Next year’s May Term trips offer new, revised options

Faculty approved 12 proposed May Term abroad courses for 2009 at Tuesday’s faculty meeting. The courses include trips to China, Peru, Ecuador, Thailand, Great Britain, Rwanda, Ireland, German and Poland, Thailand, France and Argentina. Some trips will also visit multiple countries.

Nick Proctor, assistant professor of history and chair of the study abroad committee, is pleased with the options students have to choose from if they want go abroad for May Term.

“They’re good,” Proctor said. “They’re going to interesting places and doing interesting things. We have some old chestnuts like the England trip that’s been going for decades, and we have some trips being offered that’s never been offered before.”

Virginia Croskery, assistant professor of music, and Instructor of Music Bruce Brown will lead a first-ever Rwanda trip. Croskery began thinking of proposing the May Term trip after her visit to the country last August.

Croskery considers the course a service learning project through the usage of the arts.

“We will be working together with the Rwandans,” Croskery said. “We will use a Rwandan story and Rwandan music, and it will be in their native language.”

She plans to divide the group of approximately 20-to-30 students into separate groups to help create a stage, costumes and other materials for the Rwandans to perform the show with.

“We’ll leave everything we made, and if the Rwandans want to, they can continue to perform what we put together,” Croskery said.

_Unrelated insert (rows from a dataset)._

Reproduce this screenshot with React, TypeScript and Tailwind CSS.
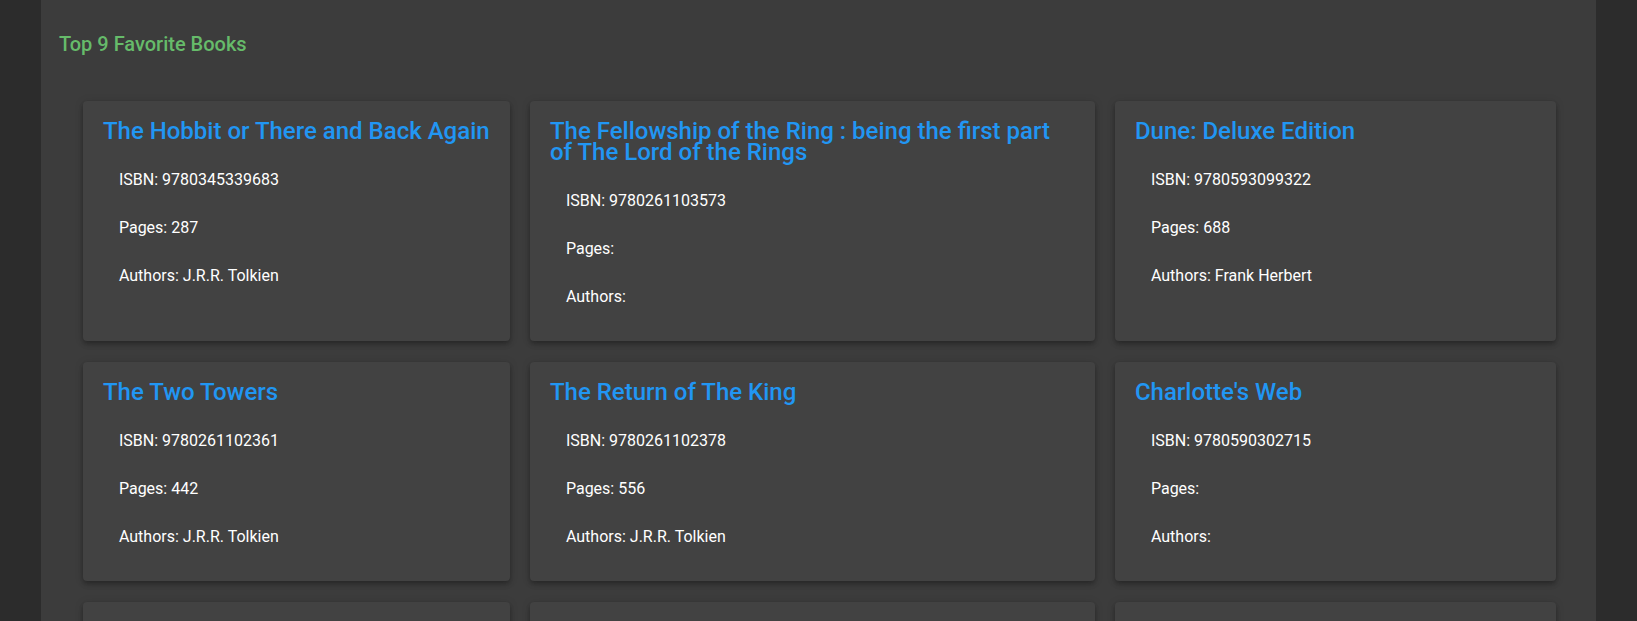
import React from 'react';

type Book = {
  title: string;
  isbn: string;
  pages?: number;
  authors?: string;
};

const books: Book[] = [
  { title: 'The Hobbit or There and Back Again', isbn: '9780345339683', pages: 287, authors: 'J.R.R. Tolkien' },
  { title: 'The Fellowship of the Ring : being the first part of The Lord of the Rings', isbn: '9780261103573' },
  { title: 'Dune: Deluxe Edition', isbn: '9780593099322', pages: 688, authors: 'Frank Herbert' },
  { title: 'The Two Towers', isbn: '9780261102361', pages: 442, authors: 'J.R.R. Tolkien' },
  { title: 'The Return of The King', isbn: '9780261102378', pages: 556, authors: 'J.R.R. Tolkien' },
  { title: "Charlotte's Web", isbn: '9780590302715' },
  { title: 'Matilda', isbn: '9780142410370', pages: 240, authors: 'Roald Dahl' },
  { title: 'The Hunger Games', isbn: '9780439023481', pages: 374, authors: 'Suzanne Collins' },
  { title: "Harry Potter and the Sorcerer's Stone", isbn: '9780590353403', pages: 309, authors: 'J.K. Rowling' },
];

const BookCard: React.FC<{ book: Book }> = ({ book }) => (
  <div className="bg-[#424242] rounded-[4px] p-5 shadow-[0_2px_4px_-1px_rgba(0,0,0,0.2),0_4px_5px_0_rgba(0,0,0,0.14),0_1px_10px_0_rgba(0,0,0,0.12)]">
    <h2 className="text-[#2196f3] text-2xl leading-[21px] font-medium mb-[14px]">{book.title}</h2>
    <ul className="pl-4 text-white text-base leading-6">
      <li className="py-3">ISBN: {book.isbn}</li>
      <li className="py-3">Pages: {book.pages ?? ''}</li>
      <li className="py-3">Authors: {book.authors ?? ''}</li>
    </ul>
  </div>
);

export default function App() {
  return (
    <div className="min-h-screen bg-[#2c2c2c] font-['Roboto',sans-serif]">
      <div className="w-[95%] mx-auto bg-[#3c3c3c] min-h-screen pt-[32px] pb-10">
        <h1 className="pl-[18px] text-[#66bb6a] text-xl leading-6 font-medium">Top 9 Favorite Books</h1>
        <div className="mt-[45px] ml-[42px] mr-[41px] grid grid-cols-[427px_565px_441px] gap-x-5 gap-y-[21px] items-stretch">
          {books.map((b) => (
            <BookCard key={b.isbn} book={b} />
          ))}
        </div>
      </div>
    </div>
  );
}
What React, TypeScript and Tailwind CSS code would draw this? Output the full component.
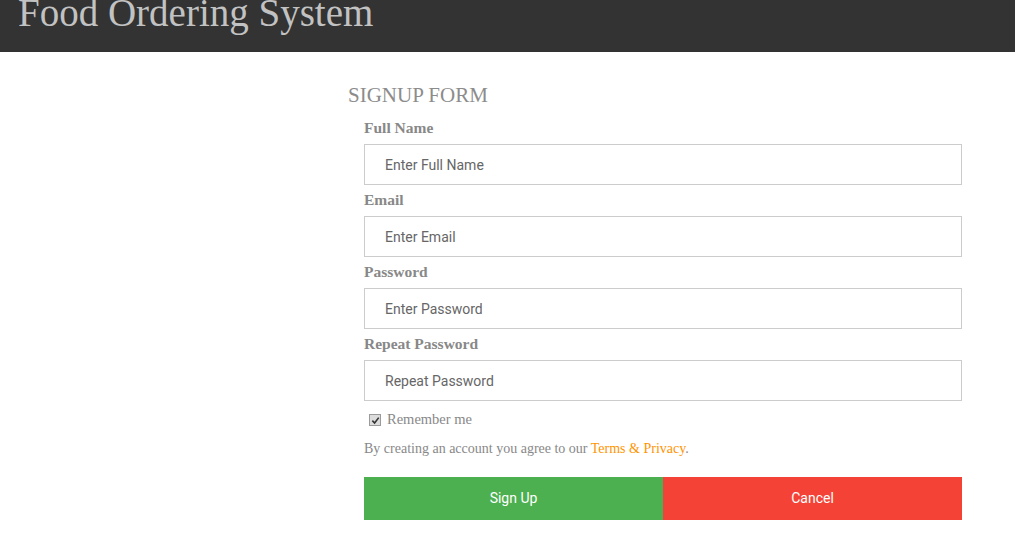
import React from 'react';

const serif = { fontFamily: '"Liberation Serif", "DejaVu Serif", serif' };
const sans = { fontFamily: 'Roboto, "Liberation Sans", Arial, sans-serif' };

const fields = [
    { label: 'Full Name', placeholder: 'Enter Full Name', type: 'text' },
    { label: 'Email', placeholder: 'Enter Email', type: 'text' },
    { label: 'Password', placeholder: 'Enter Password', type: 'password' },
    { label: 'Repeat Password', placeholder: 'Repeat Password', type: 'password' },
];

export default function App() {
    return (
        <div className="min-h-[533px] w-full bg-white">
            <header className="h-[52px] overflow-hidden bg-[#333333] pl-[18px]">
                <h1 style={serif} className="mt-[-7px] text-[39px] leading-none text-[#c2c2c2]">
                    Food Ordering System
                </h1>
            </header>

            <main className="pl-[348px] pr-[53px] pt-[31px]">
                <h2 style={serif} className="text-[21px] leading-[24px] text-[#8c8c8c]">
                    SIGNUP FORM
                </h2>

                <form className="mt-[11px] pl-[16px]" onSubmit={(e) => e.preventDefault()}>
                    {fields.map((f) => (
                        <div key={f.label} className="mb-[5px]">
                            <label style={serif} className="block text-[15.5px] font-bold leading-[20px] text-[#888888]">
                                {f.label}
                            </label>
                            <input
                                type={f.type}
                                placeholder={f.placeholder}
                                style={sans}
                                className="mt-[6px] block h-[41px] w-full border border-[#cccccc] px-[20px] text-[14px] text-[#666] outline-none placeholder:text-[#666]"
                            />
                        </div>
                    ))}

                    <div className="mt-[10px] flex h-[18px] items-center pl-[5px]">
                        <span className="flex h-[12px] w-[12px] items-center justify-center border border-[#9a9a9a] bg-[#dcdcdc]">
                            <svg viewBox="0 0 10 10" className="h-[9px] w-[9px]">
                                <path d="M1.5 5.2 L4 7.8 L8.6 1.8" fill="none" stroke="#333" strokeWidth="1.8" />
                            </svg>
                        </span>
                        <span style={serif} className="ml-[6px] text-[14.5px] text-[#888888]">
                            Remember me
                        </span>
                    </div>

                    <p style={serif} className="mt-[10px] text-[14px] leading-[20px] text-[#888888]">
                        By creating an account you agree to our{' '}
                        <a href="#" className="text-[#ff9400]">
                            Terms &amp; Privacy
                        </a>
                        .
                    </p>

                    <div style={sans} className="mt-[18px] flex">
                        <button type="submit" className="h-[43px] flex-1 bg-[#4caf50] text-[14px] text-white">
                            Sign Up
                        </button>
                        <button type="button" className="h-[43px] flex-1 bg-[#f44336] text-[14px] text-white">
                            Cancel
                        </button>
                    </div>
                </form>
            </main>
        </div>
    );
}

Croskery believes this trip will impact the students in a positive way.

“For an American college student to go to a place like Rwanda, I have no doubt that it will change their life,” Croskery said.

Another approved trip will travel to Ireland. It follows a different structure model than most May Term abroad courses, constisting of two separate classes traveling together.

The trips will be led by Chad Roberts, instructor of communications studies, and Steve Griffith, vice president and dean for academic affairs. Roberts’ class will focus on media, while Griffith’s concentrates on art and history. The classes will spend approximately half the trip together.

Last year, Griffith proposed a trip to Ireland that would have traveled this May Term. Although approved, it was canceled due to lack student enrollment.

After hearing Roberts express interest in proposing a trip to Ireland for next year, Griffith did not want his and Roberts’ courses competing and suggested a model he had used before coming to Simpson.

According to Griffith, not only does the model provide him and Roberts the opportunity to share their expertise with both classes, but it will also help lower the costs to students.

Instead of one class needing a minimum amount of students, the two classes can be smaller in size, yet combine to form a larger one to keep overhead expenses lower.

“Because I had such a good experience at a previous place with the model, I thought we could try it here,” Griffith said.

Griffith said the ideal combined group of 18 students may increase if there is more student interest than initially expected.

Griffith and Roberts are also scheduling the May Term course without the use of a traveling vendor.

“Chad and I will be doing those things so we can drive the cost down for students,” Griffith said. “By both classes traveling and staying and eating together, we can keep the volume discounts and keep the cost at a minimum.”